Instructions to follow
Using the entries that follow, state how many lines contain the word "styles". The response is that number and nothing more.

Working data
————

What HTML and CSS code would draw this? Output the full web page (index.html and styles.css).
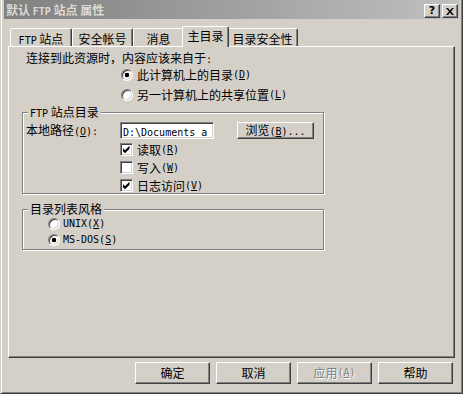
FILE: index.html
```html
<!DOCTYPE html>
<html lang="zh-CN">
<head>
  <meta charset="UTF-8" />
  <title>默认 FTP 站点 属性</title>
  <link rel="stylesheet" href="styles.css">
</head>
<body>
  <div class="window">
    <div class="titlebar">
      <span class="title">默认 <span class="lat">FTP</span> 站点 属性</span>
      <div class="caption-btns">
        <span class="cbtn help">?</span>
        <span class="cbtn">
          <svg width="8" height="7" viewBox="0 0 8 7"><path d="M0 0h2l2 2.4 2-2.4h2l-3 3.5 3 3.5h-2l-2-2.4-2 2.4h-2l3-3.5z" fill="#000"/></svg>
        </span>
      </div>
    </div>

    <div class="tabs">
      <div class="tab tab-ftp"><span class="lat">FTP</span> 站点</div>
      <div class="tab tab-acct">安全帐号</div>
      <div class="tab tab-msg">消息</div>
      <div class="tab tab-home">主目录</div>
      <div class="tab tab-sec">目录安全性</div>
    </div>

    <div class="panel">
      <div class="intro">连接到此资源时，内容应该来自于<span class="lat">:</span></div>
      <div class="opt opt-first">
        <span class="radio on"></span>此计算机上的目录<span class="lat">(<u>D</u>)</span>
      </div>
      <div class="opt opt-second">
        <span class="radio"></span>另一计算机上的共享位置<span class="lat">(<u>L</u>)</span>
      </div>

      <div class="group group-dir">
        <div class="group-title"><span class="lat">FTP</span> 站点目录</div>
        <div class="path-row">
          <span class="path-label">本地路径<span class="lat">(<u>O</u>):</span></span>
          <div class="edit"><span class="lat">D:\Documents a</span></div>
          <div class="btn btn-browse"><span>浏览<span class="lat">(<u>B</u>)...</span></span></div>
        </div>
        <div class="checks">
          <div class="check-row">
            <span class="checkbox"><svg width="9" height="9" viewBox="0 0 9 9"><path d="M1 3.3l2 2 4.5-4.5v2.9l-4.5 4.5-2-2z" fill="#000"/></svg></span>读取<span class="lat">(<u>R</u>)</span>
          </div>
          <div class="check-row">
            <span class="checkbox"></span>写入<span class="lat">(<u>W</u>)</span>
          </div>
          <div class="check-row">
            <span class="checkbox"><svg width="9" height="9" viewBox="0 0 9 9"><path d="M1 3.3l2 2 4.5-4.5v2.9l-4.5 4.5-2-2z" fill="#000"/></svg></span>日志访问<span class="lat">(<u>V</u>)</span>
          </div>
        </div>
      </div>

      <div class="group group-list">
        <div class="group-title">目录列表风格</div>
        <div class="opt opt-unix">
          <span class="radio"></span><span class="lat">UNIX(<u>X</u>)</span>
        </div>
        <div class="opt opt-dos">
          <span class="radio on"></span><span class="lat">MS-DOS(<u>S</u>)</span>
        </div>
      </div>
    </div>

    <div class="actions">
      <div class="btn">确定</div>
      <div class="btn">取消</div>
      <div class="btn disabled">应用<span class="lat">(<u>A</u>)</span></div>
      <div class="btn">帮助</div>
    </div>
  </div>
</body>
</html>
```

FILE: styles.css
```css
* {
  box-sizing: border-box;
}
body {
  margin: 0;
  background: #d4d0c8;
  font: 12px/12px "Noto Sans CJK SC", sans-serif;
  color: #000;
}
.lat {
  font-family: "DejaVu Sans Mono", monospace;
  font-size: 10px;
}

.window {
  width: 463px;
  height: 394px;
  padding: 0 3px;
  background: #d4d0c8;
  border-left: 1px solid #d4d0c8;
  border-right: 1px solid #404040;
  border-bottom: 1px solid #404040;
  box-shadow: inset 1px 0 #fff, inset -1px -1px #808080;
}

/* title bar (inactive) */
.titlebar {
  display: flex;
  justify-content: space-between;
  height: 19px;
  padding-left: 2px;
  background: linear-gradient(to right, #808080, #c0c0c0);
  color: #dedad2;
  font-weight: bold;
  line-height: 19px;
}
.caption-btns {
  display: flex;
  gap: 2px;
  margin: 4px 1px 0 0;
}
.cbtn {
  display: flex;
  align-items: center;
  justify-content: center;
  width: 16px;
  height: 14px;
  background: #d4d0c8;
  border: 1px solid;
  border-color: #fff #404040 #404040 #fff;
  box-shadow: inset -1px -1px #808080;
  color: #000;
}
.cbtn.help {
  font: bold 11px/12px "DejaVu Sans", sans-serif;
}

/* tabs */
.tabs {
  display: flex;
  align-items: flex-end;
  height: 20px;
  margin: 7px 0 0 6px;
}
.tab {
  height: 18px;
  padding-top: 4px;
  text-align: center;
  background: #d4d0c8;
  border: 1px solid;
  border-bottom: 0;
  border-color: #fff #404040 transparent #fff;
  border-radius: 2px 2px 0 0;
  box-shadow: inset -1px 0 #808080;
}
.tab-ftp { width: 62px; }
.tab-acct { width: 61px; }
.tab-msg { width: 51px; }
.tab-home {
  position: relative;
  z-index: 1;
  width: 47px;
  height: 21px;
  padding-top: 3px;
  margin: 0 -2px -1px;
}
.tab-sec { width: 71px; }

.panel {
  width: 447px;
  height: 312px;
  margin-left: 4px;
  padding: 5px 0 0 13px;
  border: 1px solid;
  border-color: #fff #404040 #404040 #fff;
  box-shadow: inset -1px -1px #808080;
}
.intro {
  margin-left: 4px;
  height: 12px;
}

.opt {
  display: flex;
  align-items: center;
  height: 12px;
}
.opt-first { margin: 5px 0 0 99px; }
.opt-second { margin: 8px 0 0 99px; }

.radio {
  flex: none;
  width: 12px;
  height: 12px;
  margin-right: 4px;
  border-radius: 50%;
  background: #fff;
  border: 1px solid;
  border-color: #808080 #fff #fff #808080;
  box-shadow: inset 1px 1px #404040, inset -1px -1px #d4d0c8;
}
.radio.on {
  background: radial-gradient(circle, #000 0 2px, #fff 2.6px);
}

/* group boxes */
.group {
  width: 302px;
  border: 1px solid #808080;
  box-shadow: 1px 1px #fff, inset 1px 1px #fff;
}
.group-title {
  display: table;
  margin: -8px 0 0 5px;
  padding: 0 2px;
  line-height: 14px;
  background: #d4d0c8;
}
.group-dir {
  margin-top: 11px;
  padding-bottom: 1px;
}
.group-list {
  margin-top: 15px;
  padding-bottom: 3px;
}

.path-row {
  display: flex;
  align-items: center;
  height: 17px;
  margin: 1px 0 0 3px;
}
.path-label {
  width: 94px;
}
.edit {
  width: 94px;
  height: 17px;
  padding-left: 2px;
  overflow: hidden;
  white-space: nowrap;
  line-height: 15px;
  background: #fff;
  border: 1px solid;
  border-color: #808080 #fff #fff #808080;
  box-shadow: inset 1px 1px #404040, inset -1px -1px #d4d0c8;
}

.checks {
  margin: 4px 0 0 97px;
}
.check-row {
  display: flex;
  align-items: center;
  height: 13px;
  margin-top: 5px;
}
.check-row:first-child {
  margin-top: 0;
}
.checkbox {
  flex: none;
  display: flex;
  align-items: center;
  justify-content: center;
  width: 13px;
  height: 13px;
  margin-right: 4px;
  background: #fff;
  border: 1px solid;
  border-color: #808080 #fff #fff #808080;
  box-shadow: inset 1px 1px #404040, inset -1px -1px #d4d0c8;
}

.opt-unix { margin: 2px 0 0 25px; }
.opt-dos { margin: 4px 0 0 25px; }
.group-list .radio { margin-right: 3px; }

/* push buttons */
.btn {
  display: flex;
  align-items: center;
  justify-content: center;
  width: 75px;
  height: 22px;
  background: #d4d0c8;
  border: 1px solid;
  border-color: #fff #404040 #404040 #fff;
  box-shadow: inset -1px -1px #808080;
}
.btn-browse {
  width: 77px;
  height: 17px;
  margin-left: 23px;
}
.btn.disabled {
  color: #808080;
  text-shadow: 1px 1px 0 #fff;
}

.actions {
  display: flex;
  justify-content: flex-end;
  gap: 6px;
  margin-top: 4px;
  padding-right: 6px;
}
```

————

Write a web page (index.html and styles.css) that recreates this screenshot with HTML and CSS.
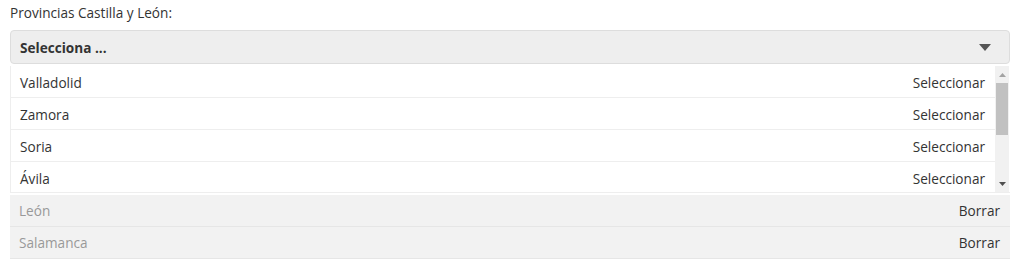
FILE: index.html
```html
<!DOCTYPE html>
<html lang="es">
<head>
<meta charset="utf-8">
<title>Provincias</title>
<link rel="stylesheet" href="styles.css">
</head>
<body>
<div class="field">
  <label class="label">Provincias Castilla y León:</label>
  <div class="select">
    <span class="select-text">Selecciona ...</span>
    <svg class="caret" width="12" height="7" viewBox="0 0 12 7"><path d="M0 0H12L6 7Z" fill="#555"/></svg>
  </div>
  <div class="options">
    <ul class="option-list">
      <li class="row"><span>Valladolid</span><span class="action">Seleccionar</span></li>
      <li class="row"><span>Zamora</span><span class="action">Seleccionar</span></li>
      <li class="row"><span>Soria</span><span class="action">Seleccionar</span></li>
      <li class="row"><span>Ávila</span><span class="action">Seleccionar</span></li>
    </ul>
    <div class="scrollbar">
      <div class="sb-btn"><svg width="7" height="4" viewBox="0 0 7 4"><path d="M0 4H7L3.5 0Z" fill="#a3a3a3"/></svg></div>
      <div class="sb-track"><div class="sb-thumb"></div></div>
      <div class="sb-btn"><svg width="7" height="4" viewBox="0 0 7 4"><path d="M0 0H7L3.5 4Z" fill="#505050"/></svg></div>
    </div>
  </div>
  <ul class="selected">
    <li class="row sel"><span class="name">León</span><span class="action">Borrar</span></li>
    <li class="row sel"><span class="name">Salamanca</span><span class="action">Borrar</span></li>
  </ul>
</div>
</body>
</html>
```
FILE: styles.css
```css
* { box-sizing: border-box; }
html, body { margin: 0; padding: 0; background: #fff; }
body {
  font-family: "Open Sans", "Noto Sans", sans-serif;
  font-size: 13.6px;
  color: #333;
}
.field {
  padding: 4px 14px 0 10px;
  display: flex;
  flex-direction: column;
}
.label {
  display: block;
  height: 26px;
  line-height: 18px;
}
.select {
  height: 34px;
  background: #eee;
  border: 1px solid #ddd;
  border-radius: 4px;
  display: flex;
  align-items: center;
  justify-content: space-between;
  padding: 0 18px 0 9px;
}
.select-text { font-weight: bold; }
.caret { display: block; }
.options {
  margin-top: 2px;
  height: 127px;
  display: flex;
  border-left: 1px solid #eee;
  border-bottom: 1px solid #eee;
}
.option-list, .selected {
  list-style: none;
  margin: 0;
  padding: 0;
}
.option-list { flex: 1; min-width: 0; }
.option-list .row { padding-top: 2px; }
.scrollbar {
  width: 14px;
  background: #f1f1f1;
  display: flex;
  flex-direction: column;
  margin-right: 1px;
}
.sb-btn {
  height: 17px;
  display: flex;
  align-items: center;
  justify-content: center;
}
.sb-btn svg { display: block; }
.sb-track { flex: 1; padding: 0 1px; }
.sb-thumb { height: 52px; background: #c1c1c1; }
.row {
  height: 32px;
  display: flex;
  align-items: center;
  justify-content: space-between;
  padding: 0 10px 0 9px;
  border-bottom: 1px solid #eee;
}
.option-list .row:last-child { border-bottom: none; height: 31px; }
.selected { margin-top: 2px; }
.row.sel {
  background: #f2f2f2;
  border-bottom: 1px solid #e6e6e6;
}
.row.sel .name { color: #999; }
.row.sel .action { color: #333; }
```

————

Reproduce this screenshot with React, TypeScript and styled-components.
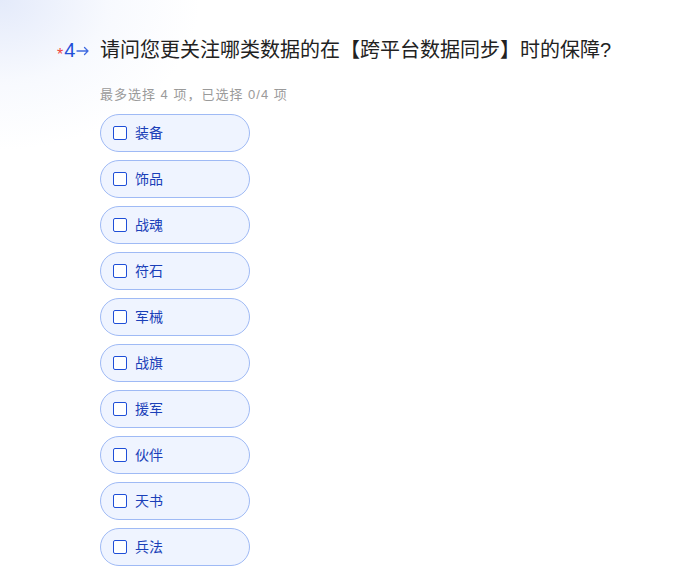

————

Answer below
6